Environmental advocates are calling for a boycott of Polar Beverages, alleging the company actively opposes efforts to expand bottle recycling laws. The push for a boycott follows reports from WBUR that the beverage company has lobbied against legislative measures intended to strengthen the state’s container recovery system, according to environmental groups.
This isn’t just a spat over a few plastic bottles. It’s a fundamental clash over who pays for the waste created by mass-market consumption. At the heart of the conflict is the “bottle bill,” a policy mechanism that shifts the financial burden of waste management from the taxpayer and the municipality to the producer and the consumer.
Why is Polar Beverages facing a boycott?
The controversy centers on the company’s reported resistance to updates in Massachusetts’ bottle bill legislation. Massachusetts was a pioneer in this space, adopting its bottle bill in 1983. The law requires a 5-cent deposit fee on beverage containers, which is refunded to the consumer upon return. According to WBUR, environmentalists argue that Polar Beverages has worked to stifle the expansion of these requirements, which would bring more types of containers into the redemption system.

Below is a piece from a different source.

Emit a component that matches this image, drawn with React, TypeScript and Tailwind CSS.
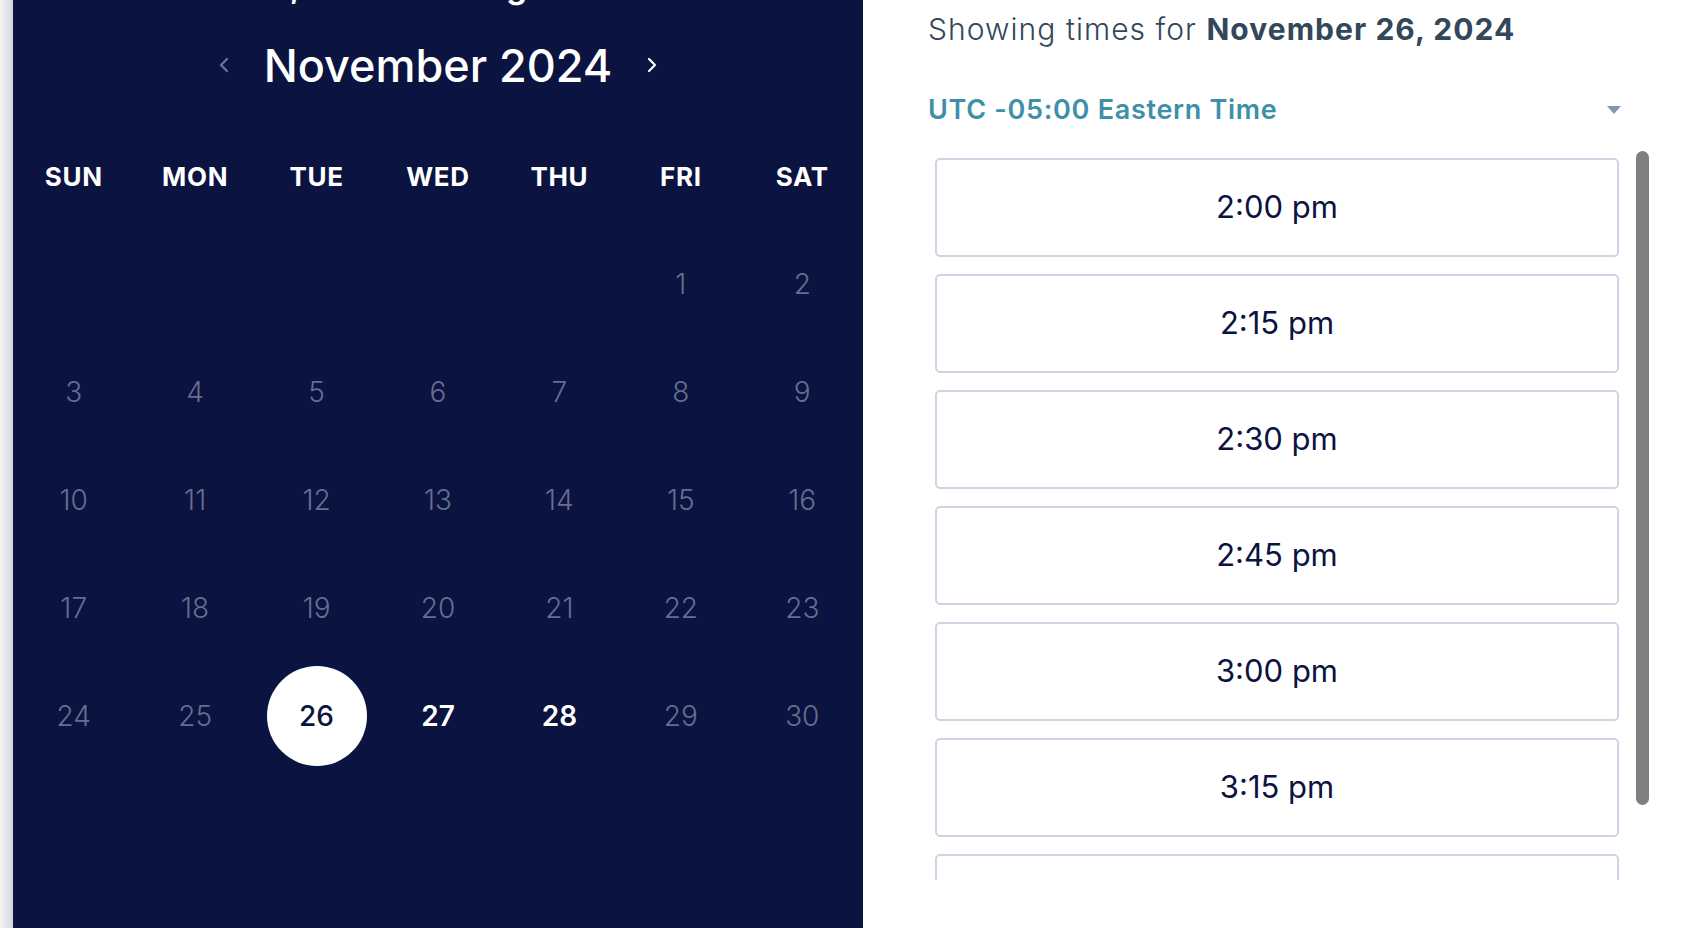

For the activists, this is a matter of corporate accountability. When a company fights the expansion of a deposit system, they are essentially fighting a system that ensures their packaging doesn’t end up in a landfill or the Atlantic Ocean. The boycott is designed to hit the company where it hurts: the checkout line.
“The goal of a bottle bill is simple: create a financial incentive to ensure the container returns to the manufacturer. When companies lobby against this, they are opting for a world where the public cleans up their mess,” says a representative for the environmental coalition cited in reporting.
How the Massachusetts bottle bill actually works
To understand the stakes, you have to understand the mechanics of the 1983 law. Unlike standard curbside recycling—which often sees materials contaminated or sent to landfills due to market fluctuations—a deposit system creates a “closed loop.”

Under the Commonwealth of Massachusetts guidelines, the 5-cent deposit acts as a bounty. This ensures a high purity of material, as the containers are collected specifically for redemption rather than mixed with household trash. This high-quality stream of PET plastic and aluminum is far more valuable to recyclers than the mixed plastic coming out of a municipal sorting facility.
However, the system has gaps. Not every container is covered, and as packaging evolves, the list of “redeemable” items must be updated. This is where the friction lies. Expanding the list of covered containers increases the operational cost for distributors and retailers who must manage the redemption infrastructure.
The Corporate Argument: Why oppose the expansion?
From the perspective of a beverage manufacturer, expanding bottle bills can feel like an inefficient tax. Industry groups often argue that “curbside recycling” is a more convenient and comprehensive solution for the modern consumer. They contend that forcing people to return bottles to specific locations is an antiquated 1980s approach that doesn’t align with current logistics.
There is also the issue of “leakage”—where containers sold in other states (without deposits) are brought into Massachusetts and redeemed, forcing local distributors to pay for the redemption of a product they didn’t originally tax. This creates a financial imbalance that companies like Polar Beverages must navigate.
But for the environmentalists, the “convenience” of curbside recycling is a myth. Data from the Environmental Protection Agency (EPA) has historically shown that deposit systems achieve significantly higher recovery rates than curbside programs alone.
Who bears the cost of this stalemate?
The people feeling the brunt of this are the municipal waste managers and the taxpayers. When a container isn’t recycled through a deposit system, it ends up in a municipal stream. If that plastic is contaminated or non-recyclable, the city pays “tipping fees” to dump it in a landfill.

Essentially, the cost of the waste is socialized. The company saves money on infrastructure, the consumer ignores the bottle, and the city pays the bill to bury the plastic. By opposing the expansion of the bottle bill, critics argue that Polar Beverages is protecting its bottom line at the expense of local government budgets and the environment.
The stakes are particularly high for coastal communities in New England, where plastic pollution directly impacts local fisheries and tourism—the backbone of the regional economy.
The question now is whether a consumer-led boycott can force a corporate pivot. In an era of “greenwashing,” where companies spend millions on ads claiming to be sustainable while lobbying against the laws that would make them so, the public is becoming increasingly skeptical. If the boycott gains traction, it may serve as a signal to other beverage giants that the “business as usual” approach to waste is no longer marketable.